Sunday, May 18, 2014

The Maps of the Week

The Name Navigator is an awesome data visualization of the popularity of American names over 100 years. It consists of a mapped portal which allows you to discover where and when your name has been most popular.

Enter your first name into the Name Navigator and you can view an animated heat map, which shows the popularity of your name in each state over the last 100 years. You can even select any year and click on the map to find out how popular your name was in that year in the selected state.

Alongside the map a frequency graph is displayed showing the rise and fall of your name's popularity over time. You don't even need to restrict yourself to one name. You can also add your friends' names and view a side by side comparison of both your names' popularity over the last 100 years.

I'm a huge fan of CartoDB's Torque library, which is capable of creating very powerful animated mapped time-line visualizations of large data sets. The India's Election: 2014 so far on Twitter map is one of the more impressive examples of a CartoDB Torque created map that I've seen.
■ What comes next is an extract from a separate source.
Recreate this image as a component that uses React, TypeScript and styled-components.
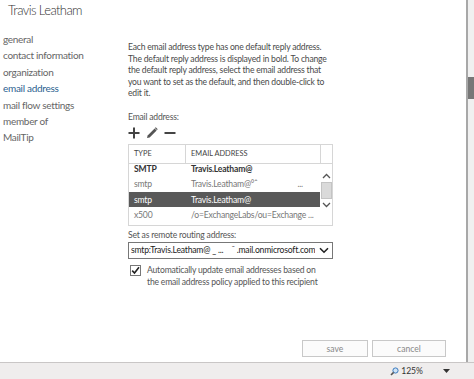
import React from 'react';
import styled, { createGlobalStyle } from 'styled-components';

const GlobalStyle = createGlobalStyle`
  html, body {
    margin: 0;
    padding: 0;
    background: #ffffff;
  }
  body {
    font-family: Lato, 'Open Sans', 'Liberation Sans', sans-serif;
    color: #444444;
  }
`;

const NAV_ITEMS = [
  'general',
  'contact information',
  'organization',
  'email address',
  'mail flow settings',
  'member of',
  'MailTip',
];

type Row = { type: string; address: string; primary?: boolean; selected?: boolean };

const ROWS: Row[] = [
  { type: 'SMTP', address: 'Travis.Leatham@', primary: true },
  { type: 'smtp', address: 'Travis.Leatham@\u00b0\u02c6                    ...' },
  { type: 'smtp', address: 'Travis.Leatham@', selected: true },
  { type: 'x500', address: '/o=ExchangeLabs/ou=Exchange ...' },
];

const App = () => (
  <>
    <GlobalStyle />
    <Frame>
      <Main>
        <Dialog>
          <Title>Travis Leatham</Title>
          <Body>
            <Nav>
              {NAV_ITEMS.map((item) => (
                <NavItem key={item} active={item === 'email address'}>
                  {item}
                </NavItem>
              ))}
            </Nav>
            <Content>
              <Intro>
                Each email address type has one default reply address. The default reply address is
                displayed in bold. To change the default reply address, select the email address
                that you want to set as the default, and then double-click to edit it.
              </Intro>
              <Label>Email address:</Label>
              <Toolbar>
                <ToolButton aria-label="add">
                  <svg width="12" height="12" viewBox="0 0 12 12">
                    <path d="M6 0.5v11M0.5 6h11" stroke="#444" strokeWidth="2" />
                  </svg>
                </ToolButton>
                <ToolButton aria-label="edit">
                  <svg width="12" height="12" viewBox="0 0 12 12">
                    <path d="M1 11l0.6-2.6L8.6 1.4l2 2-7 7z" fill="#555" />
                    <path d="M9.3 0.7l2 2" stroke="#555" strokeWidth="1.2" />
                  </svg>
                </ToolButton>
                <ToolButton aria-label="remove">
                  <svg width="12" height="12" viewBox="0 0 12 12">
                    <path d="M0.5 6h11" stroke="#444" strokeWidth="2" />
                  </svg>
                </ToolButton>
              </Toolbar>
              <Table>
                <HeaderRow>
                  <TypeCell head>TYPE</TypeCell>
                  <AddressCell head>EMAIL ADDRESS</AddressCell>
                  <HeadSpacer />
                </HeaderRow>
                <TableBody>
                  <Rows>
                    {ROWS.map((row, i) => (
                      <DataRow key={i} selected={row.selected} primary={row.primary}>
                        <TypeCell>{row.type}</TypeCell>
                        <AddressCell>{row.address}</AddressCell>
                      </DataRow>
                    ))}
                  </Rows>
                  <ScrollBar>
                    <Arrow>
                      <svg width="9" height="6" viewBox="0 0 9 6">
                        <path d="M1 5l3.5-3.5L8 5" fill="none" stroke="#555" strokeWidth="1.3" />
                      </svg>
                    </Arrow>
                    <Thumb />
                    <Arrow>
                      <svg width="9" height="6" viewBox="0 0 9 6">
                        <path d="M1 1l3.5 3.5L8 1" fill="none" stroke="#555" strokeWidth="1.3" />
                      </svg>
                    </Arrow>
                  </ScrollBar>
                </TableBody>
              </Table>
              <Label>Set as remote routing address:</Label>
              <Select>
                <SelectText>smtp:Travis.Leatham@ _ ...    &#732; .mail.onmicrosoft.com</SelectText>
                <svg width="10" height="7" viewBox="0 0 10 7">
                  <path d="M1 1.2l4 4 4-4" fill="none" stroke="#222" strokeWidth="1.6" />
                </svg>
              </Select>
              <CheckRow>
                <CheckBox>
                  <svg width="9" height="9" viewBox="0 0 9 9">
                    <path d="M1.2 4.6l2.3 2.4L8 1.2" fill="none" stroke="#222" strokeWidth="1.6" />
                  </svg>
                </CheckBox>
                <CheckText>
                  Automatically update email addresses based on the email address policy applied to
                  this recipient
                </CheckText>
              </CheckRow>
            </Content>
          </Body>
          <Footer>
            <Button>save</Button>
            <Button wide>cancel</Button>
          </Footer>
        </Dialog>
        <Rail>
          <RailThumb />
        </Rail>
      </Main>
      <StatusBar>
        <Zoom>
          <svg width="9" height="9" viewBox="0 0 9 9">
            <circle cx="5.5" cy="3.5" r="2.6" fill="#cfe3f5" stroke="#3b7bbf" strokeWidth="1" />
            <path d="M3.6 5.4L1 8" stroke="#555" strokeWidth="1.6" />
          </svg>
          125%
        </Zoom>
        <svg width="7" height="4" viewBox="0 0 7 4">
          <path d="M0 0h7L3.5 4z" fill="#333" />
        </svg>
      </StatusBar>
    </Frame>
  </>
);

const Frame = styled.div`
  width: 474px;
  height: 379px;
  display: flex;
  flex-direction: column;
  overflow: hidden;
`;

const Main = styled.div`
  flex: 1;
  display: flex;
  min-height: 0;
`;

const Dialog = styled.div`
  flex: 1;
  display: flex;
  flex-direction: column;
`;

const Title = styled.div`
  padding: 0 8px;
  height: 22px;
  line-height: 20px;
  font-size: 13px;
  letter-spacing: -0.6px;
  font-weight: 300;
  color: #333333;
`;

const Body = styled.div`
  flex: 1;
  display: flex;
`;

const Nav = styled.div`
  width: 125px;
  padding: 9px 0 0 3px;
  display: flex;
  flex-direction: column;
`;

const NavItem = styled.div<{ active?: boolean }>`
  font-size: 10px;
  letter-spacing: -0.3px;
  line-height: 16.4px;
  color: ${({ active }) => (active ? '#2b5f8f' : '#666666')};
  white-space: nowrap;
`;

const Content = styled.div`
  width: 205px;
  padding-top: 20px;
  display: flex;
  flex-direction: column;
  letter-spacing: -0.2px;
`;

const Intro = styled.div`
  font-size: 8.6px;
  line-height: 11.6px;
  color: #4a4a4a;
  margin-bottom: 11px;
`;

const Label = styled.div`
  font-size: 8.6px;
  line-height: 12px;
  color: #555555;
`;

const Toolbar = styled.div`
  display: flex;
  gap: 6px;
  margin: 4px 0 5px 0;
`;

const ToolButton = styled.span`
  width: 12px;
  height: 12px;
  display: flex;
`;

const Table = styled.div`
  border: 1px solid #d6d6d6;
  height: 80px;
  display: flex;
  flex-direction: column;
  margin-bottom: 3px;
`;

const HeaderRow = styled.div`
  display: flex;
  height: 18px;
  border-bottom: 1px solid #d6d6d6;
  letter-spacing: 0;
`;

const HeadSpacer = styled.div`
  width: 11px;
  border-left: 1px solid #d6d6d6;
`;

const TableBody = styled.div`
  flex: 1;
  display: flex;
  overflow: hidden;
`;

const Rows = styled.div`
  flex: 1;
  margin-top: -3px;
`;

const DataRow = styled.div<{ selected?: boolean; primary?: boolean }>`
  display: flex;
  height: 15.5px;
  align-items: center;
  background: ${({ selected }) => (selected ? '#595959' : 'transparent')};
  color: ${({ selected, primary }) => (selected ? '#ffffff' : primary ? '#333333' : '#777777')};
  font-weight: ${({ primary }) => (primary ? 700 : 400)};
`;

const TypeCell = styled.div<{ head?: boolean }>`
  width: 57px;
  padding-left: 5px;
  box-sizing: border-box;
  font-size: ${({ head }) => (head ? '7.4px' : '8.6px')};
  display: flex;
  align-items: center;
  ${({ head }) => head && 'border-right: 1px solid #d6d6d6; color: #444;'}
`;

const AddressCell = styled.div<{ head?: boolean }>`
  flex: 1;
  min-width: 0;
  padding-left: 5px;
  font-size: ${({ head }) => (head ? '7.4px' : '8.6px')};
  white-space: pre;
  overflow: hidden;
  display: flex;
  align-items: center;
  ${({ head }) => head && 'color: #444;'}
`;

const ScrollBar = styled.div`
  width: 12px;
  display: flex;
  flex-direction: column;
  align-items: center;
  padding-top: 8px;
`;

const Arrow = styled.div`
  height: 8px;
  display: flex;
  align-items: center;
`;

const Thumb = styled.div`
  width: 11px;
  height: 17px;
  background: #dadada;
  border: 1px solid #c4c4c4;
  box-sizing: border-box;
  margin: 2px 0;
`;

const Select = styled.div`
  margin-top: 1px;
  height: 15px;
  border: 1px solid #777777;
  display: flex;
  align-items: center;
  justify-content: space-between;
  gap: 2px;
  padding: 0 3px 0 2px;
  font-size: 8.6px;
  color: #222222;
`;

const SelectText = styled.span`
  white-space: pre;
  overflow: hidden;
`;

const CheckRow = styled.div`
  display: flex;
  gap: 6px;
  margin-top: 5px;
  padding-left: 2px;
`;

const CheckBox = styled.div`
  width: 9px;
  height: 9px;
  border: 1px solid #777777;
  margin-top: 1px;
  flex-shrink: 0;
  display: flex;
`;

const CheckText = styled.div`
  max-width: 172px;
  font-size: 8.6px;
  line-height: 12px;
  color: #555555;
`;

const Footer = styled.div`
  display: flex;
  justify-content: flex-end;
  gap: 4px;
  padding: 0 20px 5px 0;
`;

const Button = styled.div<{ wide?: boolean }>`
  width: ${({ wide }) => (wide ? '72px' : '64px')};
  height: 15px;
  border: 1px solid #c8c8c8;
  background: #fbfbfb;
  color: #888888;
  font-size: 8.6px;
  display: flex;
  align-items: center;
  justify-content: center;
`;

const Rail = styled.div`
  width: 6px;
  border-left: 2px solid #a8a8a8;
  background: #f0f0f0;
  padding-top: 77px;
`;

const RailThumb = styled.div`
  height: 22px;
  background: #777777;
`;

const StatusBar = styled.div`
  height: 16px;
  border-top: 1px solid #c9c6c6;
  background: #efeded;
  display: flex;
  align-items: center;
  justify-content: flex-end;
  gap: 20px;
  padding-right: 24px;
`;

const Zoom = styled.div`
  display: flex;
  align-items: center;
  gap: 2px;
  font-size: 8.6px;
  color: #333333;
`;

export default App;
The use of different colors for each of the three party leaders results in a very impressive looking map, redolent of a Jackson Pollock painting. Among all the visual noise it is difficult to pick out which of the party leaders received the most Twitter mentions. However it is still a powerful visualization of when and where around the world people were Tweeting about the Indian election.

Digital Augustan Rome is an online interactive map of ancient Rome, as it looked around A.D. 14. The map is an accurate depiction of the size, location, and orientation of the various structures, roads, and water systems of the city at a pivotal phase in its transformation into the imperial capital.

The map includes points of interest throughout the city, so it is a great resource for learning about the buildings and the life of the Romans. The map even includes a terrain overlay which shows the city’s historical topography at the time of Augustus.

Cartography geeks will also be very interested in how the map was made. Making the Map is a fascinating article explaining the cartographic resources used and the processes undertaken to create this gorgeous interactive map of ancient Rome.